**EXERCISE DIRECTIONS**
Find each line holding "index" and copy it out.

**MATERIAL PROVIDED**
※ ※ ※
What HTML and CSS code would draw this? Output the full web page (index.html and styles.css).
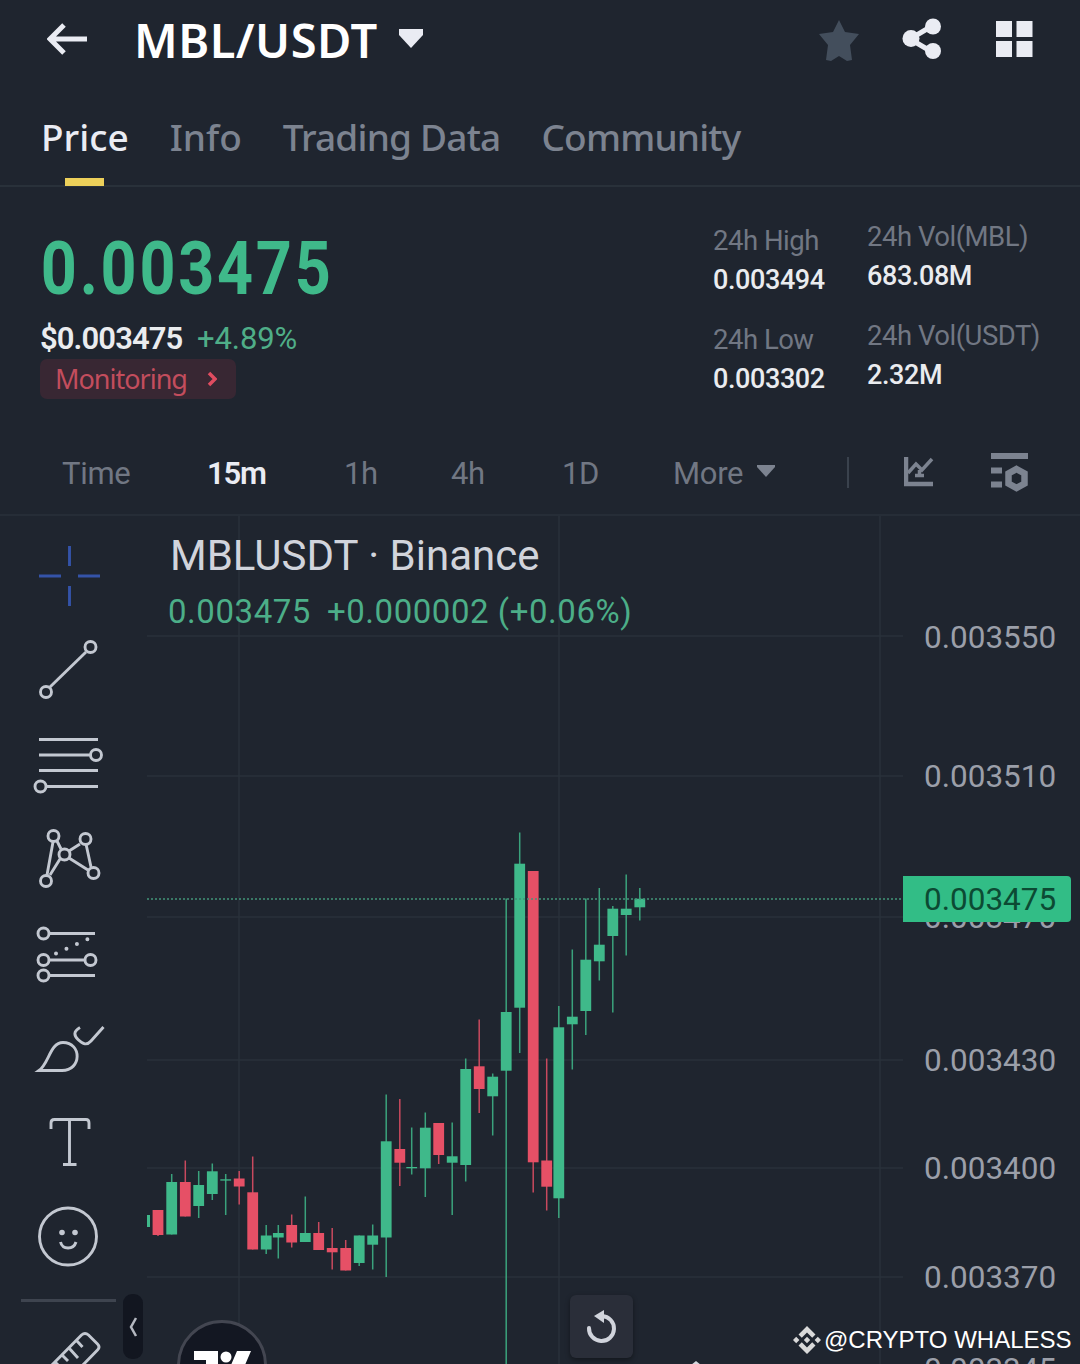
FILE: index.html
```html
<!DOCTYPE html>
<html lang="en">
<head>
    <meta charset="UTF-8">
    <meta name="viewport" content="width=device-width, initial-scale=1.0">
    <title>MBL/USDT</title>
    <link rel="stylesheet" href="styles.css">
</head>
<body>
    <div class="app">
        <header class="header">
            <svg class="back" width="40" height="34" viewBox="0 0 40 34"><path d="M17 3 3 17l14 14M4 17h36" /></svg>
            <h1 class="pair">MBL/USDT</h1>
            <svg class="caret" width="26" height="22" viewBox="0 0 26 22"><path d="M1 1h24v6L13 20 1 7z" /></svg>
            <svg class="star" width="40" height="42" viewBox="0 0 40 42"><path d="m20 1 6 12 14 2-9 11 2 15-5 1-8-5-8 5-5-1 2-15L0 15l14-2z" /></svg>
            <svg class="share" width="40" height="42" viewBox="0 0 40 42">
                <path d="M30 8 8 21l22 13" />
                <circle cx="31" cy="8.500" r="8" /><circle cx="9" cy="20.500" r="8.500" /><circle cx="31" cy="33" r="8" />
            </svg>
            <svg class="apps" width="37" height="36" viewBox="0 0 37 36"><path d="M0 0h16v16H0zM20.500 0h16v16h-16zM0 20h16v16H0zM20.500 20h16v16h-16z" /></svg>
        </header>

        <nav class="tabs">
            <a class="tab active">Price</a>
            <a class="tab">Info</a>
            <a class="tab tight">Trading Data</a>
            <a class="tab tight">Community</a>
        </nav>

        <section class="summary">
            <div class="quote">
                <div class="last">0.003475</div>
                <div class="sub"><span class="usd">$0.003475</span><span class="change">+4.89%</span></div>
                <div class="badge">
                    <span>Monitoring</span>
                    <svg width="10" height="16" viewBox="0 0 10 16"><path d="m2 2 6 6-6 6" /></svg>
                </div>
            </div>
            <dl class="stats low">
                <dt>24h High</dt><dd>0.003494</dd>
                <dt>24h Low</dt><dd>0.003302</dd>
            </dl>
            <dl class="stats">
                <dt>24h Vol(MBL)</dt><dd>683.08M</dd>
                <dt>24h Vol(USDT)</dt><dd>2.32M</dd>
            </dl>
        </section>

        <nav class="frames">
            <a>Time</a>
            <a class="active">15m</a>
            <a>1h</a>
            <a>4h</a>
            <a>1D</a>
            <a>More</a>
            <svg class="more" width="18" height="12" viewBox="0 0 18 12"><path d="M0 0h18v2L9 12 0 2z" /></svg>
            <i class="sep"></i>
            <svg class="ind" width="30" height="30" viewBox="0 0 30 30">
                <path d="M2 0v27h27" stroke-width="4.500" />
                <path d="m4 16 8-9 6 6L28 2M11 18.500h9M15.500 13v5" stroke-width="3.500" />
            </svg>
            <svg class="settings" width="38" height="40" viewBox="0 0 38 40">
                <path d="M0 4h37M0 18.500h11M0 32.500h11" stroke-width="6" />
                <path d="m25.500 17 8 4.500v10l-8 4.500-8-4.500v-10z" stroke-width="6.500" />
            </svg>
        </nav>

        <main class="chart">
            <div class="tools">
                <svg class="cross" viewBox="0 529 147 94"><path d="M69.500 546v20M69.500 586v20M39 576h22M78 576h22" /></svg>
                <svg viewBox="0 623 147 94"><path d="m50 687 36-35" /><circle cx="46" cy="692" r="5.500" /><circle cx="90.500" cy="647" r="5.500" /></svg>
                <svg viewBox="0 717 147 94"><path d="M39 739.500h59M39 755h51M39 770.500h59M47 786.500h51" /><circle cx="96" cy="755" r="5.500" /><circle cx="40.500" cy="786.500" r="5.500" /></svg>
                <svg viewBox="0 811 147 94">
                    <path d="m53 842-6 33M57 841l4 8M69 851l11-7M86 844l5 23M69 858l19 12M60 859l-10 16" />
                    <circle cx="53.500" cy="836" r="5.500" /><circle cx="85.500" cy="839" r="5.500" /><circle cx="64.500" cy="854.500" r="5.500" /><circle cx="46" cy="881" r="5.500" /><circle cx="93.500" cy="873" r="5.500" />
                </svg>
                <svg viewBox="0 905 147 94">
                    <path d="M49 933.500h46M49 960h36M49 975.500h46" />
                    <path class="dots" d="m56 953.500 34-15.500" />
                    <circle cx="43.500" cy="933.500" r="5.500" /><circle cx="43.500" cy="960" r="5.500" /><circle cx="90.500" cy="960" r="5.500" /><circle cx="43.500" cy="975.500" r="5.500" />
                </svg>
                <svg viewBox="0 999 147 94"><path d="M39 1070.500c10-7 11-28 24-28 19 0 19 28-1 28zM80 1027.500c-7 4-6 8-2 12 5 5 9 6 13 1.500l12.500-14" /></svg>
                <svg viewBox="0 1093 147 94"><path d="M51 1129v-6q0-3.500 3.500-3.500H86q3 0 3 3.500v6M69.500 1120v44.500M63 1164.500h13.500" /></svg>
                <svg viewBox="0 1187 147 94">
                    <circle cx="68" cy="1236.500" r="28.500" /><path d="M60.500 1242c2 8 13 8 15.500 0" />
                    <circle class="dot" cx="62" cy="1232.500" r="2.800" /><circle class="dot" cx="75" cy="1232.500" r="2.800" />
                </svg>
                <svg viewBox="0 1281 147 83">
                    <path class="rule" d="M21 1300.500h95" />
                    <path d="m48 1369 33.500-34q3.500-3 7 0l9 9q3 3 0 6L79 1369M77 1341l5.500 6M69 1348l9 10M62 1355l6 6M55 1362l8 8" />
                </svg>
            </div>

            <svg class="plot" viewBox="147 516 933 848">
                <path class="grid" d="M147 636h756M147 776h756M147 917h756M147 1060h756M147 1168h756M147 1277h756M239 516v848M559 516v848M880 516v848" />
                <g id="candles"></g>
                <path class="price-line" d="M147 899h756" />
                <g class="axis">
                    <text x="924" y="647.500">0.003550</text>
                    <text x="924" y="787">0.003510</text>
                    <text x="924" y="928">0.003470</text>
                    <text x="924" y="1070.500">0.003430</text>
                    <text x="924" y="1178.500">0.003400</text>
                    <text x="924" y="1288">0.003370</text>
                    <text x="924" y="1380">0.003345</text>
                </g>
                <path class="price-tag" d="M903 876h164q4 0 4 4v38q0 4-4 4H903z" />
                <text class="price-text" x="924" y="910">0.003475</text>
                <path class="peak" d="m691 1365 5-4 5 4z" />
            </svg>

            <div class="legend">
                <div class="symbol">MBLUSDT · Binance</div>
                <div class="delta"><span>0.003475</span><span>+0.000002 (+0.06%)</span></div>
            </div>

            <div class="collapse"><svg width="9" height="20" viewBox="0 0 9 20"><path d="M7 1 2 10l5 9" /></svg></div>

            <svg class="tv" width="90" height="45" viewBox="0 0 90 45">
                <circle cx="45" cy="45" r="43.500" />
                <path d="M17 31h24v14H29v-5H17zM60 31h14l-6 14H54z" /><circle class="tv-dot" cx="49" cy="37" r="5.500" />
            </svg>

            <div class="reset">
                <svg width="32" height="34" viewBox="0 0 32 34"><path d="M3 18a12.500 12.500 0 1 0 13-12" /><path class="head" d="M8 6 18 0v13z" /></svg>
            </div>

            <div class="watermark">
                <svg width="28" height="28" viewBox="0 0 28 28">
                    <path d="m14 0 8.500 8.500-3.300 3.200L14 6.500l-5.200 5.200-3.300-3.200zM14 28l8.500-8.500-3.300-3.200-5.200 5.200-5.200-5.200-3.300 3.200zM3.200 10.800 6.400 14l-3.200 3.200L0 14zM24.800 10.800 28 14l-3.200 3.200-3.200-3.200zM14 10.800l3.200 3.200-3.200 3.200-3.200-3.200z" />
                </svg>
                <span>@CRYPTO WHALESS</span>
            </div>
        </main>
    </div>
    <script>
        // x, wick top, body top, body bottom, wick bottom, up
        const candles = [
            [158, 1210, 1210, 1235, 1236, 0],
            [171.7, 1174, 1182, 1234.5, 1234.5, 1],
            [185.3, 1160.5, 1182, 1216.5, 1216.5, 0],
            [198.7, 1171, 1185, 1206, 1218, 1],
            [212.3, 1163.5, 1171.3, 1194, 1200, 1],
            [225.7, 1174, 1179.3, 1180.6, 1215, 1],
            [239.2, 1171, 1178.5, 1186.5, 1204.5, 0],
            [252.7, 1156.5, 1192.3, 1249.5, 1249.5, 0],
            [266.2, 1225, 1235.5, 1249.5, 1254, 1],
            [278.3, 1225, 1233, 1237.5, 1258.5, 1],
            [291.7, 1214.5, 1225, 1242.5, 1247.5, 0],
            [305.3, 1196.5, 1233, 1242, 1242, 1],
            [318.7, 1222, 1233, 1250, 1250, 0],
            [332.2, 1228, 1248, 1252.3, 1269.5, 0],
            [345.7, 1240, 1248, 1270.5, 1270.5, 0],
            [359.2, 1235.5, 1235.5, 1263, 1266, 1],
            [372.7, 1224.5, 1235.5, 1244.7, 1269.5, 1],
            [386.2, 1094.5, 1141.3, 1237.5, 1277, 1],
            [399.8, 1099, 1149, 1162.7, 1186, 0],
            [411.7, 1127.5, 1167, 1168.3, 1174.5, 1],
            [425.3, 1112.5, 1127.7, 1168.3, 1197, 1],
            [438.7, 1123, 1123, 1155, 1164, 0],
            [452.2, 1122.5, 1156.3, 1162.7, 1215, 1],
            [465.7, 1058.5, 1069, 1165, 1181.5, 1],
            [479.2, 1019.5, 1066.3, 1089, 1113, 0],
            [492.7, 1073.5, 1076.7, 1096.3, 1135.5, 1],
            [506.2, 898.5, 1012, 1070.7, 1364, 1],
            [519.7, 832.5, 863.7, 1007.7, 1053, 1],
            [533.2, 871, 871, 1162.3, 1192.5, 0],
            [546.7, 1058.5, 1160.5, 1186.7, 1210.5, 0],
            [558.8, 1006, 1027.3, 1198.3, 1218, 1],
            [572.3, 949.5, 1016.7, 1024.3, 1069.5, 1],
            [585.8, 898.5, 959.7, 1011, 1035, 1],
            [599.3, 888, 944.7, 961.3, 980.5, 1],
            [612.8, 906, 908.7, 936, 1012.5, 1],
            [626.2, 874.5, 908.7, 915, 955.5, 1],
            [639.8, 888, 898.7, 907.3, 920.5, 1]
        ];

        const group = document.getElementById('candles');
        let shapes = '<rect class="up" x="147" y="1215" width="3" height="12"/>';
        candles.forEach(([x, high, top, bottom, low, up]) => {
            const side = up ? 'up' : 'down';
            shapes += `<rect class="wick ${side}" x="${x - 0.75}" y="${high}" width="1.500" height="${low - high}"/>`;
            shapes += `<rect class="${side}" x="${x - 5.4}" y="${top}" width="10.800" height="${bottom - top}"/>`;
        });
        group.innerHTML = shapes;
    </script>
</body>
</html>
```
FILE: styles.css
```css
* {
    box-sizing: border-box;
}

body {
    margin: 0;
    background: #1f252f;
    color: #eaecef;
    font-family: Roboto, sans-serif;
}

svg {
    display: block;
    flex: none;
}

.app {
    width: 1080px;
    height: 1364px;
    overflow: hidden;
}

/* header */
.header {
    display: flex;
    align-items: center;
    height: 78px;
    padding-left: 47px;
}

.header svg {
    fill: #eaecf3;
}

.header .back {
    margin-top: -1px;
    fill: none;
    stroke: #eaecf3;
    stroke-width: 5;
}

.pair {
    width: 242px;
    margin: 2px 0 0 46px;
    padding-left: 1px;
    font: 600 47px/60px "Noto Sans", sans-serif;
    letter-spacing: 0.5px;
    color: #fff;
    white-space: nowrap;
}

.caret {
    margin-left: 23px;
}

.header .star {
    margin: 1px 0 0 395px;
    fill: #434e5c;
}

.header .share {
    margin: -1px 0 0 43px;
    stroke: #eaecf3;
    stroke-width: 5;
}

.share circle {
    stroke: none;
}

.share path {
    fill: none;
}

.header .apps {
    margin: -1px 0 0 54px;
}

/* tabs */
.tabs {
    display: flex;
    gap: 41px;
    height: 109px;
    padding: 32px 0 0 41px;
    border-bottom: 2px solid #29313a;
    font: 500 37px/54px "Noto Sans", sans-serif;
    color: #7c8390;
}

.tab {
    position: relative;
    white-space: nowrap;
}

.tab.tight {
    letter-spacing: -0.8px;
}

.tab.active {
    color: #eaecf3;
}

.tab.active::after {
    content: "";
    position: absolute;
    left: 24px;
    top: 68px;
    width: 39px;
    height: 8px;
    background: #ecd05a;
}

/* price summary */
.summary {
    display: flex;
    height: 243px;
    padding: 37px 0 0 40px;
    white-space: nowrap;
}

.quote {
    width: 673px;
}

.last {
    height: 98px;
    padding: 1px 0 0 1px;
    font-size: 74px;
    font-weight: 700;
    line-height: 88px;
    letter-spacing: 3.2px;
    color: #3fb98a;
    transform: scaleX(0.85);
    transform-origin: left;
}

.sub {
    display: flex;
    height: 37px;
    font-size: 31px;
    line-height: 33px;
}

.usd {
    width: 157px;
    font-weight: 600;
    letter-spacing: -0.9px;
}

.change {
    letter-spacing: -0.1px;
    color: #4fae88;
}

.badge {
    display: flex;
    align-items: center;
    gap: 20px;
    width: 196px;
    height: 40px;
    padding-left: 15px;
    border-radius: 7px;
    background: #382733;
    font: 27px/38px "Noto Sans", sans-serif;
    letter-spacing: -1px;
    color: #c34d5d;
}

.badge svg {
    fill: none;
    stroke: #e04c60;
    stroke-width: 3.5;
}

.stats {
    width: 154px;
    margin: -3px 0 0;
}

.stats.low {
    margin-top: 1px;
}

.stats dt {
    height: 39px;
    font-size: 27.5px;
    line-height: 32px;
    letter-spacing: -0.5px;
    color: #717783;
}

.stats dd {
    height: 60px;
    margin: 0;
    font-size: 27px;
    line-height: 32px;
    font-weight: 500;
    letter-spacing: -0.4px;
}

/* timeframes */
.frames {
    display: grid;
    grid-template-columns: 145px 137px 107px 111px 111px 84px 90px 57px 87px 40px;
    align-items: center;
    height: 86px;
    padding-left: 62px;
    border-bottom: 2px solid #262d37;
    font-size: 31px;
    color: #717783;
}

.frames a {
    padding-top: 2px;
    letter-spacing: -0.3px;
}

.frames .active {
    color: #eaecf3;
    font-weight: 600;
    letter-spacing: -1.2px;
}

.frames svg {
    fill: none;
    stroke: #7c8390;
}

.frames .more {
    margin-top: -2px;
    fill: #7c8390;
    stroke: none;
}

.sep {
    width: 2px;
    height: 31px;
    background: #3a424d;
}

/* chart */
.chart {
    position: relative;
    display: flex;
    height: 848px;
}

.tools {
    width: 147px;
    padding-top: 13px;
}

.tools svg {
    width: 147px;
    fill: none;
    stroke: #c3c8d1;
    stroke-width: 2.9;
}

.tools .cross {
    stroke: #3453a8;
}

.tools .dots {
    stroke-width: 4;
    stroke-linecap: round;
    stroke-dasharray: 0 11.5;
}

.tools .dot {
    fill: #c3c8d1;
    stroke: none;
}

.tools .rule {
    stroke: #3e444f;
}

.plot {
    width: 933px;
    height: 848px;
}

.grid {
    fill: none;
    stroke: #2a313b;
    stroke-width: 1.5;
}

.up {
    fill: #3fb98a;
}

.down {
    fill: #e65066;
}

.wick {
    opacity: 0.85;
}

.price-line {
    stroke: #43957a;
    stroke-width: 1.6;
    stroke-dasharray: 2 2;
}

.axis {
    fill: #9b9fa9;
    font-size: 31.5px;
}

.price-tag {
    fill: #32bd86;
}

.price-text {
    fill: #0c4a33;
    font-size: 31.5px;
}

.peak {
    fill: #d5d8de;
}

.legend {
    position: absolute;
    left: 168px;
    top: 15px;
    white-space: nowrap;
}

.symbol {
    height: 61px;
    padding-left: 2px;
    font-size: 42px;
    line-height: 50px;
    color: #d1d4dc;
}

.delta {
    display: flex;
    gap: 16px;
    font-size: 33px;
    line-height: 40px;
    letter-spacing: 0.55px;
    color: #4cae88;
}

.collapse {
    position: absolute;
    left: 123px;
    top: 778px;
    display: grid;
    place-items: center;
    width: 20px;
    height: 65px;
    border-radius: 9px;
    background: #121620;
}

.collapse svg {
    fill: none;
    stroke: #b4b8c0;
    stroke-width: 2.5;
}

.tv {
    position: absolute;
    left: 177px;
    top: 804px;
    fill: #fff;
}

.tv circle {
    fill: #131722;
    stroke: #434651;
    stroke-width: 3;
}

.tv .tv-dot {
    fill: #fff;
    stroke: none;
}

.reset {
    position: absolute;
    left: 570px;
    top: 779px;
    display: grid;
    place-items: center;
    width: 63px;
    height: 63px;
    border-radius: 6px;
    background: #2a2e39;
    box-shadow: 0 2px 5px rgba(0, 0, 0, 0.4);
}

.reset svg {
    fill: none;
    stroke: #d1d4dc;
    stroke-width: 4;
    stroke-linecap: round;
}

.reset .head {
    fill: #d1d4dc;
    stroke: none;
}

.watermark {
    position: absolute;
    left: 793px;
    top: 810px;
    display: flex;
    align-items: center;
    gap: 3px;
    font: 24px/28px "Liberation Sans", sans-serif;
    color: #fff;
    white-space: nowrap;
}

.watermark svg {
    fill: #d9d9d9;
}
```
※ ※ ※
**CORRECT OUTPUT**
What HTML and CSS code would draw this? Output the full web page (index.html and styles.css).
FILE: index.html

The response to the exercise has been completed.